Árbitro de unos 50 pirulos, peinado como para la milonga, vestido clásicamente (pantalón oscuro, camisa blanca, moño), boxeadores con cabezal y remeras, todos jovencitos, en peleas a tres rounds de dos minutos. Rincón rojo y azul, presentación moderada desde abajo del ring con un equipo de audio de sorprendente calidad. Los muchachos (todos jovencitos) se pasaban los guantes entre ellos para la pelea siguiente y todos eran de peso exiguo, por lo que sus físicos también lo eran. Algunos tenían los típicos calzados de box y otros sencillamente zapatillas.

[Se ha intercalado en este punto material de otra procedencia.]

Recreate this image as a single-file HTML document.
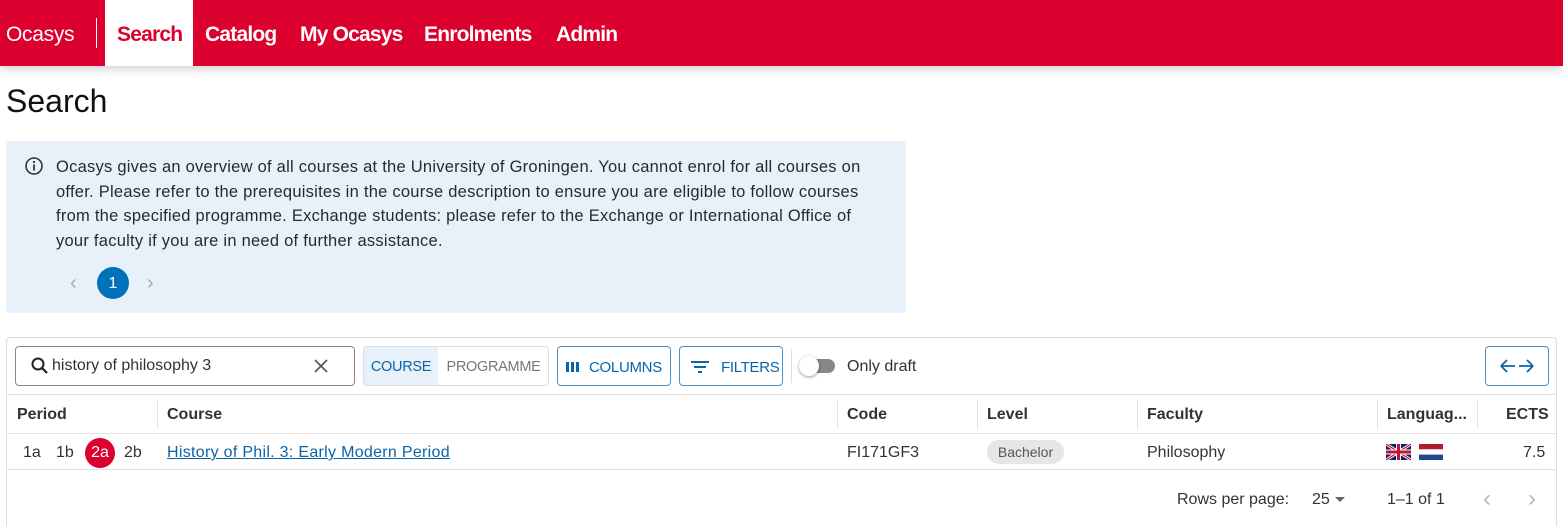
<!DOCTYPE html>
<html><head><meta charset="utf-8"><style>
*{box-sizing:border-box;margin:0;padding:0}
html,body{width:1563px;height:526px;overflow:hidden}
body{background:#fff;font-family:"Liberation Sans",sans-serif;color:#222;position:relative}
.a{position:absolute}
nav{position:absolute;left:0;top:0;width:1563px;height:66px;background:#dc002e;box-shadow:0 3px 10px rgba(0,0,0,.18)}
nav span{position:absolute;top:23px;font-size:21px;color:#fff;font-weight:bold;letter-spacing:-.8px}
.info{left:6px;top:141px;width:900px;height:172px;background:#e8f1f9;border-radius:4px}
.info p{position:absolute;left:50px;top:14px;width:850px;font-size:16.5px;letter-spacing:.25px;line-height:24.5px;color:#1e2a36;white-space:nowrap}
.card{left:6px;top:337px;width:1551px;height:190px;border:1px solid #ddd;border-bottom:none;border-radius:4px 4px 0 0}
.btn{position:absolute;top:346px;height:40px;border:1px solid #4a90c8;border-radius:4px;color:#0a64a8;font-size:15px;display:flex;align-items:center;padding-top:2px}
.th{position:absolute;top:406px;font-size:16px;font-weight:bold;color:#333}
.td{position:absolute;top:444px;font-size:16px;color:#333}
.vd{position:absolute;top:400px;width:1px;height:29px;background:#e2e2e2}
</style></head><body>
<nav>
<span style="left:6px;font-weight:normal;letter-spacing:-.3px">Ocasys</span>
<div class="a" style="left:96px;top:18px;width:1px;height:30px;background:#fff"></div>
<div class="a" style="left:105px;top:0;width:88px;height:66px;background:#fff"></div>
<span style="left:117px;color:#dc002e">Search</span>
<span style="left:205px">Catalog</span>
<span style="left:300px">My Ocasys</span>
<span style="left:424px">Enrolments</span>
<span style="left:556px">Admin</span>
</nav>
<div class="a" style="left:6px;top:83px;font-size:32px;color:#111">Search</div>
<div class="a info">
<svg class="a" style="left:18px;top:15px" width="20" height="20" viewBox="0 0 20 20"><circle cx="10" cy="10" r="8" fill="none" stroke="#333" stroke-width="1.6"/><rect x="9.1" y="8.5" width="1.8" height="6" fill="#333"/><circle cx="10" cy="6" r="1.1" fill="#333"/></svg>
<p>Ocasys gives an overview of all courses at the University of Groningen. You cannot enrol for all courses on<br>offer. Please refer to the prerequisites in the course description to ensure you are eligible to follow courses<br>from the specified programme. Exchange students: please refer to the Exchange or International Office of<br>your faculty if you are in need of further assistance.</p>
<div class="a" style="left:64px;top:131px;color:#aaa;font-size:20px">‹</div>
<div class="a" style="left:91px;top:126px;width:32px;height:32px;border-radius:50%;background:#0072b9;color:#fff;font-size:16px;text-align:center;line-height:33px">1</div>
<div class="a" style="left:141px;top:131px;color:#aaa;font-size:20px">›</div>
</div>
<div class="a card"></div>
<div class="a" style="left:15px;top:346px;width:340px;height:40px;border:1px solid #888;border-radius:4px"></div>
<svg class="a" style="left:30px;top:356px" width="20" height="20" viewBox="0 0 20 20"><circle cx="8" cy="8" r="5.5" fill="none" stroke="#222" stroke-width="2"/><path d="M12 12l5 5" stroke="#222" stroke-width="2.2"/></svg>
<div class="a" style="left:52px;top:357px;font-size:16px;color:#333">history of philosophy 3</div>
<svg class="a" style="left:313px;top:358px" width="16" height="16" viewBox="0 0 16 16"><path d="M2 2l12 12M14 2L2 14" stroke="#555" stroke-width="1.7"/></svg>
<div class="a" style="left:363px;top:346px;width:186px;height:40px;border:1px solid #ddd;border-radius:4px;overflow:hidden;font-size:14.5px;letter-spacing:-.3px">
<div class="a" style="left:0;top:0;width:74px;height:38px;background:#e8f1f9;color:#0a64a8;line-height:40px;text-align:center">COURSE</div>
<div class="a" style="left:74px;top:0;width:111px;height:38px;color:#777;line-height:40px;text-align:center">PROGRAMME</div>
</div>
<div class="btn" style="left:557px;width:114px;letter-spacing:-.3px"><svg style="margin:0 9px 0 8px" width="14" height="12" viewBox="0 0 14 12"><rect x="0" y="1" width="3" height="10" fill="#0a64a8"/><rect x="5" y="1" width="3" height="10" fill="#0a64a8"/><rect x="10" y="1" width="3" height="10" fill="#0a64a8"/></svg>COLUMNS</div>
<div class="btn" style="left:679px;width:104px;letter-spacing:-.3px"><svg style="margin:0 12px 0 11px" width="18" height="14" viewBox="0 0 18 14"><path d="M0 2h18M3 7h12M7 12h4" stroke="#0a64a8" stroke-width="2"/></svg>FILTERS</div>
<div class="a" style="left:791px;top:349px;width:1px;height:34px;background:#ddd"></div>
<div class="a" style="left:802px;top:359px;width:33px;height:14px;border-radius:7px;background:#888"></div>
<div class="a" style="left:799px;top:356px;width:20px;height:20px;border-radius:50%;background:#fff;box-shadow:0 1px 3px rgba(0,0,0,.4)"></div>
<div class="a" style="left:847px;top:358px;font-size:16px;color:#333">Only draft</div>
<div class="btn" style="left:1485px;width:64px;justify-content:center;padding-top:0"><svg width="36" height="18" viewBox="0 0 36 18"><path d="M2 9h14M2 9l6-6M2 9l6 6M20 9h14M34 9l-6-6M34 9l-6 6" stroke="#0a64a8" stroke-width="1.8" fill="none"/></svg></div>
<div class="a" style="left:7px;top:394px;width:1549px;height:1px;background:#e0e0e0"></div>
<div class="a" style="left:7px;top:433px;width:1549px;height:1px;background:#e0e0e0"></div>
<div class="a" style="left:7px;top:469px;width:1549px;height:1px;background:#e0e0e0"></div>
<div class="vd" style="left:157px"></div><div class="vd" style="left:837px"></div><div class="vd" style="left:977px"></div><div class="vd" style="left:1137px"></div><div class="vd" style="left:1377px"></div><div class="vd" style="left:1477px"></div>
<div class="th" style="left:17px">Period</div>
<div class="th" style="left:167px">Course</div>
<div class="th" style="left:847px">Code</div>
<div class="th" style="left:987px">Level</div>
<div class="th" style="left:1147px">Faculty</div>
<div class="th" style="left:1387px">Languag...</div>
<div class="th" style="left:1506px">ECTS</div>
<div class="td" style="left:23px">1a</div>
<div class="td" style="left:56px">1b</div>
<div class="a" style="left:85px;top:438px;width:30px;height:30px;border-radius:50%;background:#dc002e;color:#fff;font-size:16px;text-align:center;line-height:30px">2a</div>
<div class="td" style="left:124px">2b</div>
<div class="td" style="left:167px;color:#0a64a8;text-decoration:underline;letter-spacing:.3px">History of Phil. 3: Early Modern Period</div>
<div class="td" style="left:847px">FI171GF3</div>
<div class="a" style="left:987px;top:440px;width:77px;height:24px;border-radius:12px;background:#e6e6e6;color:#555;font-size:14px;text-align:center;line-height:24px">Bachelor</div>
<div class="td" style="left:1147px">Philosophy</div>
<svg class="a" style="left:1386px;top:444px" width="25" height="16" viewBox="0 0 25 16"><rect width="25" height="16" fill="#012169"/><path d="M0 0L25 16M25 0L0 16" stroke="#fff" stroke-width="3"/><path d="M0 0L25 16M25 0L0 16" stroke="#c8102e" stroke-width="1.2"/><path d="M12.5 0v16M0 8h25" stroke="#fff" stroke-width="5"/><path d="M12.5 0v16M0 8h25" stroke="#c8102e" stroke-width="3"/></svg>
<svg class="a" style="left:1419px;top:444px" width="24" height="16" viewBox="0 0 24 16"><rect width="24" height="5.4" fill="#ae1c28"/><rect y="5.3" width="24" height="5.4" fill="#fff"/><rect y="10.6" width="24" height="5.4" fill="#21468b"/></svg>
<div class="td" style="left:1523px">7.5</div>
<div class="a" style="left:1177px;top:491px;font-size:16px;color:#333">Rows per page:</div>
<div class="a" style="left:1312px;top:491px;font-size:16px;color:#333">25</div>
<div class="a" style="left:1335px;top:497px;border-left:5px solid transparent;border-right:5px solid transparent;border-top:5px solid #666"></div>
<div class="a" style="left:1387px;top:491px;font-size:16px;color:#333">1–1 of 1</div>
<div class="a" style="left:1483px;top:485px;font-size:24px;color:#bbb">‹</div>
<div class="a" style="left:1528px;top:485px;font-size:24px;color:#bbb">›</div>
</body></html>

Se pegaban tortazos con muy poca ortodoxia y muchas ganas. La técnica no había sacado entrada. Desde el público, algún grito, pero poca cosa. No había hordas enardecidas pidiendo sangre ni gritos de “matalo, matalo”. Durante el combate había silencio, que contrastaba con el bullicio del descanso o los tiempos (breves) entre peleas.
Nada del glamour de Martínez o Maidana en Las Vegas. Ni mujeres despampanantes con escote desbordante de siliconas o señores con espantosas y carísimas cadenas de oro. No. Empilche sencillo, duro al chori y a la cerveza, y todo en un tono familiar.
Sí: familiar. Si había algún mafia tipo Jolivud no lo vi. Y eso que lo busqué.
Solo hubo un instante en que el Universo se detuvo: en el segundo round de una pelea, un oportuno golpe al hígado derribó a uno de los chicos.
Se me paró el corazón. El silencio fue tan pesado que ni siquiera estoy seguro de que ocurrió. Ver la cara de dolor del pibe ahí nomás me dejó sin aire. El conteo hasta ocho y el flaquito siguió.
Suficiente.
Cuando salí del club me crucé con los fallidos lectores de Joyce que me pidieron un cigarrillo. Me contaron que estaban allí por las propinas, porque para nosotros no hay laburo Don… Flaquitos como los que vi en el ring, a uno le faltaba un brazo a la altura del codo y el otro cargaba con una evidente renguera. No tenían más de 20 años.
Las sociedades estallan, pero los heridos son siempre los mismos.
A esa altura me dolía el cuerpo como si yo mismo hubiese subido al ring y perdido por knockout.